Upon entering the sector, they thrive for some time before competition largely caused by the lack of variety in terms of the goods and services demanded by the market soon wears them out, and they are left stagnated in a low-income trap, leaving many to settle for low-income jobs. If they could just find innovative means to improve their business or entrepreneurial acumen, they could prevent this situation but lack the knowledge and support to change their situation.
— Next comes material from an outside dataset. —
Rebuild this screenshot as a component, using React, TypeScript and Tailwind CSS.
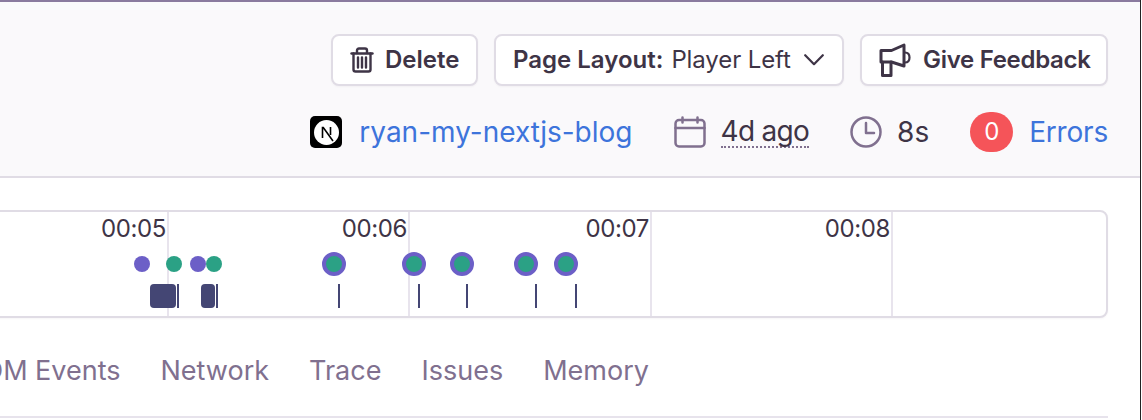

Instead of copying strategies from other countries, economic planning could rather resort to finding alternatives that will diversify the economy, so that those engaged in production activities could have some form of escape as soon as they realise that the market they are engaged in is saturated. A report presented by the World Bank’s Poverty Reduction and Economic Management Network (PREM-November 2012) states that:

The common view is that imitating available (imported) techniques is an easier task than true innovation.

 

The report further states that as soon as those techniques are understood, the need for new technologies arises, leaving the adopter stuck. I have seen how economic policies put focus on science and technology, large-scale industry, and other modern forms of production at the exclusion of indigenous knowledge techniques used in the informal sector. But they are not serving the country’s economy well because they take too long for one to fully understand them. I just believe more focus should be on the informal sector because that is where the majority of economic activity takes place. If we carry on pretending they are invisible even though we engage with them on a daily basis, it will take long before the economy grows significantly for all citizens to reap of its fruits.